Lewis received her first art lessons from her mother, who taught her to hand-paint Christmas cards, which they then sold to neighbors. She also learned how to play piano, a pastime she enjoyed until her fingers became further ravaged by arthritis. Her physical deformities brought her some early grief: classmates teased her mercilessly, which may be one reason why she dropped out of school at 14, having completed only Grade 5. But it wasn't until both her parents died in the late 1930s that her life took a tragic turn. Her older brother, Charles, claimed the family inheritance and made no provision for his only sibling. About the same time, Lewis bore a child out of wedlock. The baby girl was put up for adoption and never saw her natural mother again.
In 1938, the artist married Everett Lewis, a fish peddler, after responding to his ad for a housekeeper. She moved into Everett’s tiny cottage in Marshalltown and proceeded to paint every available surface — including the stove, washbasin and windowpanes — with brightly colored flowers, birds and butterflies. As it turned out, advancing arthritis prevented Lewis from keeping house. Instead, she spent each day perched on a chair beside the front window, which provided the only available light for painting as well as a glimpse of the outside world. Everett — whose stinginess extended to removing the radio batteries so that Lewis couldn't run them down by listening to music — scrounged up most of her paint supplies, including leftover house and boat paints. He also haggled with customers — most of them passing tourists — over the price of her paintings, which never went for more than $10 during her lifetime.

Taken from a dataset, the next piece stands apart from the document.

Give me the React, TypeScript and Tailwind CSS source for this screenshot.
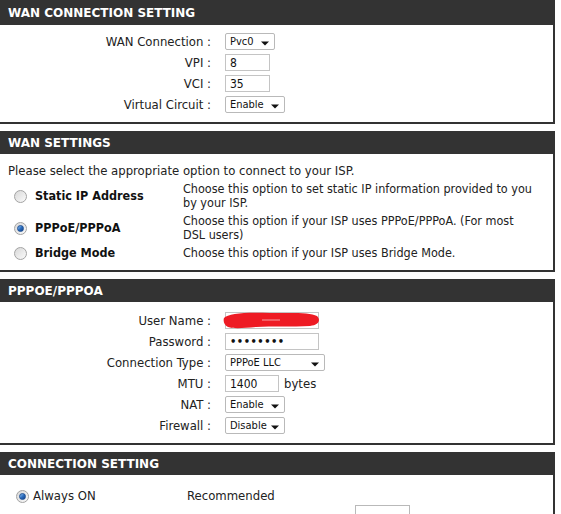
import React from "react";

const BODY = { fontFamily: '"DejaVu Sans Condensed", "DejaVu Sans", sans-serif' };
const HEAD = { fontFamily: '"DejaVu Sans", Verdana, sans-serif' };

function Panel({ title, children, first }: { title: string; children: React.ReactNode; first?: boolean }) {
  return (
    <div className={`w-[555px] ${first ? "" : "mt-[7px]"}`}>
      <div
        className={`${first ? "h-[25px]" : "h-[23px]"} bg-[#333333] text-white text-[12px] font-bold pl-[8px] flex items-center`}
        style={HEAD}
      >
        {title}
      </div>
      <div className="border-r-2 border-b-2 border-[#333333] bg-white">{children}</div>
    </div>
  );
}

function Row({ label, children }: { label: string; children: React.ReactNode }) {
  return (
    <div className="flex items-center h-[21px]">
      <div className="w-[211px] text-right text-[13px] leading-[16px] text-[#222]">{label} :</div>
      <div className="ml-[14px] flex items-center">{children}</div>
    </div>
  );
}

function TextBox({ value, w, children }: { value?: string; w: number; children?: React.ReactNode }) {
  return (
    <div
      className="relative h-[17px] border border-[#c4c4c4] bg-white text-[12px] leading-[14px] text-[#111] pl-[4px] flex items-center"
      style={{ width: w }}
    >
      {value}
      {children}
    </div>
  );
}

function Select({ value, w }: { value: string; w: number }) {
  return (
    <div
      className="relative h-[17px] border border-[#b9b9b9] rounded-[2px] bg-white text-[11px] leading-[14px] text-[#111] pl-[4px] flex items-center"
      style={{ width: w }}
    >
      {value}
      <svg className="absolute right-[5px] top-[7px]" width="8" height="5" viewBox="0 0 8 5">
        <path d="M0 0.5 H8 L4 4.5 Z" fill="#111" />
      </svg>
    </div>
  );
}

function Radio({ checked }: { checked?: boolean }) {
  return (
    <span className="inline-flex w-[13px] h-[13px] rounded-full border border-[#a3a3a3] bg-gradient-to-br from-[#d8d8d8] to-[#fbfbfb] items-center justify-center">
      {checked && (
        <span className="w-[7px] h-[7px] rounded-full bg-gradient-to-br from-[#8fc3f2] via-[#2d6fc0] to-[#123f86] border border-[#1d4f94]" />
      )}
    </span>
  );
}

function OptionRow({ label, desc, checked }: { label: string; desc: React.ReactNode; checked?: boolean }) {
  return (
    <div className="flex items-center py-[2px]">
      <div className="w-[183px] flex items-center">
        <span className="ml-[14px] flex">
          <Radio checked={checked} />
        </span>
        <span className="ml-[8px] text-[12.5px] leading-[14px] font-bold text-[#111]">{label}</span>
      </div>
      <div className="w-[350px] text-[12.5px] leading-[14px] text-[#222]">{desc}</div>
    </div>
  );
}

export default function App() {
  return (
    <div className="w-[561px] h-[514px] overflow-hidden bg-white" style={BODY}>
      <Panel title="WAN CONNECTION SETTING" first>
        <div className="pt-[6px] pb-[7px]">
          <Row label="WAN Connection">
            <Select value="Pvc0" w={50} />
          </Row>
          <Row label="VPI">
            <TextBox value="8" w={45} />
          </Row>
          <Row label="VCI">
            <TextBox value="35" w={45} />
          </Row>
          <Row label="Virtual Circuit">
            <Select value="Enable" w={60} />
          </Row>
        </div>
      </Panel>

      <Panel title="WAN SETTINGS">
        <div className="pt-[9px] pb-[8px]">
          <div className="pl-[8px] text-[13px] leading-[15px] text-[#222] mb-[2px]">
            Please select the appropriate option to connect to your ISP.
          </div>
          <OptionRow
            label="Static IP Address"
            desc="Choose this option to set static IP information provided to you by your ISP."
          />
          <OptionRow
            label="PPPoE/PPPoA"
            checked
            desc="Choose this option if your ISP uses PPPoE/PPPoA. (For most DSL users)"
          />
          <OptionRow label="Bridge Mode" desc="Choose this option if your ISP uses Bridge Mode." />
        </div>
      </Panel>

      <Panel title="PPPOE/PPPOA">
        <div className="pt-[8px] pb-[7px]">
          <Row label="User Name">
            <TextBox w={94}>
              <svg className="absolute -left-[4px] -top-[1px]" width="100" height="18" viewBox="0 0 100 18">
                <path
                  d="M2 6 C6 1 25 0 48 1 C68 1 88 0 95 4 C99 8 97 13 88 14 C70 15 50 14 34 15 C22 16 12 17 6 15 C2 13 1 9 2 6 Z"
                  fill="#ee1b24"
                />
                <path d="M40 8 L58 8" stroke="#f6a2a6" strokeWidth="1" />
              </svg>
            </TextBox>
          </Row>
          <Row label="Password">
            <TextBox w={94}>
              <span className="font-bold tracking-[0.5px] text-[11px]">••••••••</span>
            </TextBox>
          </Row>
          <Row label="Connection Type">
            <Select value="PPPoE LLC" w={100} />
          </Row>
          <Row label="MTU">
            <TextBox value="1400" w={54} />
            <span className="ml-[5px] text-[13px] text-[#222]">bytes</span>
          </Row>
          <Row label="NAT">
            <Select value="Enable" w={60} />
          </Row>
          <Row label="Firewall">
            <Select value="Disable" w={60} />
          </Row>
        </div>
      </Panel>

      <Panel title="CONNECTION SETTING">
        <div className="pt-[13px] pb-[4px]">
          <div className="flex items-center h-[16px]">
            <div className="w-[187px] flex items-center">
              <span className="ml-[16px] flex">
                <Radio checked />
              </span>
              <span className="ml-[4px] text-[13px] text-[#222]">Always ON</span>
            </div>
            <span className="text-[13px] text-[#222]">Recommended</span>
          </div>
          <div className="mt-[1px] ml-[355px] w-[55px] h-[17px] border border-[#b9b9b9]" />
        </div>
      </Panel>
    </div>
  );
}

Lewis worked in relative obscurity until 1965, when she became the subject of a nationally broadcast CBC documentary. That same year the Toronto Star published
an article featuring photos by Halifax-based Bob Brooks. His evocative images — the only professional shoot of the Lewises — now form an essential part of both the travelling exhibit
and Woolaver’s compelling biography. The publicity brought a flood of requests for Lewis’s work during the last years of her life. Her most prominent customer: the Richard Nixon White House, which, through aide John Whitaker, commissioned two paintings.
Unimpressed with — or unaware of — whom she was dealing with, Lewis agreed to do the pieces as long as she was paid up front.

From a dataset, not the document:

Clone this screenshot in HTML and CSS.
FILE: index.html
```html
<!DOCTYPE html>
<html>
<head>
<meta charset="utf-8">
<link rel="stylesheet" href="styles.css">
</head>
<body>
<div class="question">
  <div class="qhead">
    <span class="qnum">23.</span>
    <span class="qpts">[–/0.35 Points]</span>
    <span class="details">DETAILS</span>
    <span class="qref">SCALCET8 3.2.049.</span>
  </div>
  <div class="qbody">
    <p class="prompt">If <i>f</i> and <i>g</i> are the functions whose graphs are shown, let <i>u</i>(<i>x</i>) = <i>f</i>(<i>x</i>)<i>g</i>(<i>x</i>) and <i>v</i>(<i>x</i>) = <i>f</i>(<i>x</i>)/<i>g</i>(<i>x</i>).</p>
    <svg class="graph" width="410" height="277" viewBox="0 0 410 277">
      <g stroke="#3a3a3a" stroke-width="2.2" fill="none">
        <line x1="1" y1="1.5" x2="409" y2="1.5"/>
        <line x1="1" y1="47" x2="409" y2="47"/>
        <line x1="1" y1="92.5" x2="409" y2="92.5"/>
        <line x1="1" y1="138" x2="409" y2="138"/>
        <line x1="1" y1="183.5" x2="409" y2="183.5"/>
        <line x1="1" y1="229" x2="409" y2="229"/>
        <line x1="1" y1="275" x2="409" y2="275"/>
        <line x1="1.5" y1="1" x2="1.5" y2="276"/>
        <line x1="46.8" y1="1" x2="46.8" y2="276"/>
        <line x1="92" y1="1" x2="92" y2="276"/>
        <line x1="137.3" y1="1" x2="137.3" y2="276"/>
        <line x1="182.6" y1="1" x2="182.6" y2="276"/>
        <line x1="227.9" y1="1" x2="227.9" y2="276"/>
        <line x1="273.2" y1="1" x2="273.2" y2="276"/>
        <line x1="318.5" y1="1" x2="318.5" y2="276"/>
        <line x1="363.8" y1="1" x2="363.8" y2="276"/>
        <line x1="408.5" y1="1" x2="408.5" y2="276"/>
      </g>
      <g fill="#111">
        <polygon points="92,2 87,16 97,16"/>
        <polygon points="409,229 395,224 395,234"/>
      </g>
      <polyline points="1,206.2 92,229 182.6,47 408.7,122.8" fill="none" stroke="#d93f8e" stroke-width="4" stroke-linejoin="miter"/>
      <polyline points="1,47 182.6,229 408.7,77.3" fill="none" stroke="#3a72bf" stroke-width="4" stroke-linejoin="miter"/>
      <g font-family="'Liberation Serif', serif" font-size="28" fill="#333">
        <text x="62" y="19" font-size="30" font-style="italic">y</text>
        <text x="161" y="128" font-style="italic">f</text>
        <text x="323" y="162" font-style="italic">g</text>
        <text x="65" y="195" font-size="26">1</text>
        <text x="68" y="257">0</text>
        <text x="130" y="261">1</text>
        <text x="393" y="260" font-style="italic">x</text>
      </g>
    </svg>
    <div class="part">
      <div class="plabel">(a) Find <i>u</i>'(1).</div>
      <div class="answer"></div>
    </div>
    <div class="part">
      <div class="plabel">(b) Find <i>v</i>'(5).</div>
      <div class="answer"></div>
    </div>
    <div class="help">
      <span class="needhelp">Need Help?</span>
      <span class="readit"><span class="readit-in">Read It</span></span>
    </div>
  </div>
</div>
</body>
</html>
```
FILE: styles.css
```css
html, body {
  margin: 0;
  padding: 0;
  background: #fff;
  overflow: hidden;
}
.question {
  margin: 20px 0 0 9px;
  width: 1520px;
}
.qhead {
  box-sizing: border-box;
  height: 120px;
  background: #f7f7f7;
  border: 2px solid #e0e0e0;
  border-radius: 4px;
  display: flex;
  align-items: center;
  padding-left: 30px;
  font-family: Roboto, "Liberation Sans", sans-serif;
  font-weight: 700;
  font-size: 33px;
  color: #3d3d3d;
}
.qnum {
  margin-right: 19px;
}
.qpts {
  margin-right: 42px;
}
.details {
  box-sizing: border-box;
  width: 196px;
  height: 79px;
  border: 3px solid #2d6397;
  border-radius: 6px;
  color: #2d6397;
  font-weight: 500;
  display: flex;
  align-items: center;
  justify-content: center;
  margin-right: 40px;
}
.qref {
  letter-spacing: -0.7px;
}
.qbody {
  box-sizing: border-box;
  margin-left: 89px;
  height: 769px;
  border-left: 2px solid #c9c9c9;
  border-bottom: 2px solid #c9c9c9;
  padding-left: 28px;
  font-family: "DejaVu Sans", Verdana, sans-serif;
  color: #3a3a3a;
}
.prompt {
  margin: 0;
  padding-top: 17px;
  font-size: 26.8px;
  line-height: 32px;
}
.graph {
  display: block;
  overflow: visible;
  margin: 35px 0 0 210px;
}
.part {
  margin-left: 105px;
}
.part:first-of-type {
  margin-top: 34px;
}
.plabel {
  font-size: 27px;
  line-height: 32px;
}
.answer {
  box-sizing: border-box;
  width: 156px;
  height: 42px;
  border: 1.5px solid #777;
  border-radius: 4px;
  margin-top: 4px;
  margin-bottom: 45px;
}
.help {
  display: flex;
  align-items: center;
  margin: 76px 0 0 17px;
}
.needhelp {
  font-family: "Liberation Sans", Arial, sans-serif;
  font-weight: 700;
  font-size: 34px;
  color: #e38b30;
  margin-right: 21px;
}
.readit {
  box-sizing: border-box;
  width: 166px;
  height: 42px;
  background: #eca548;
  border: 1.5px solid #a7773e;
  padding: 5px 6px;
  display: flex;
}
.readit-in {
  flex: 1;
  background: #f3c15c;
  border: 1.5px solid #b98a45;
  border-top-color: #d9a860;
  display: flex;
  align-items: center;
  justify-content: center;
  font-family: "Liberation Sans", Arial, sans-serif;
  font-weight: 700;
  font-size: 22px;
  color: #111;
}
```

Following her death, several people, including the crafty Everett, produced forgeries of Lewis’s work. In sifting through hundreds of potential entries for the exhibit, Riordon rejected dozens of them as likely fakes. Still, at least two slipped through: a pair of hand-painted scallop shells that Riordon now believes to be the handiwork of Everett, who outlived Lewis by nine years.
One reason for the high number of Lewis forgeries is the increased demand for her art since her death. These days, even a small Lewis original can sell for up to $2,000. In Nova Scotia, a province that has a long history of producing eccentric, self-taught artists, she is already a legend. The Art Gallery of Nova Scotia drew a record 15,000 visitors to the exhibit, and its gift shop has sold some $100,000 worth of Maud memorabilia. Riordon predicts a similar response as the show travels across the country, starting on 5 June at the Canadian Museum of Civilization (now the Canadian Museum of History) in Hull, Québec. “I think it will bring joy to people,” he says, “and that they will go away feeling a great deal of satisfaction in the value of simple things.” For Lewis, at least, revelling in the simple things of life was a source of both comfort and art.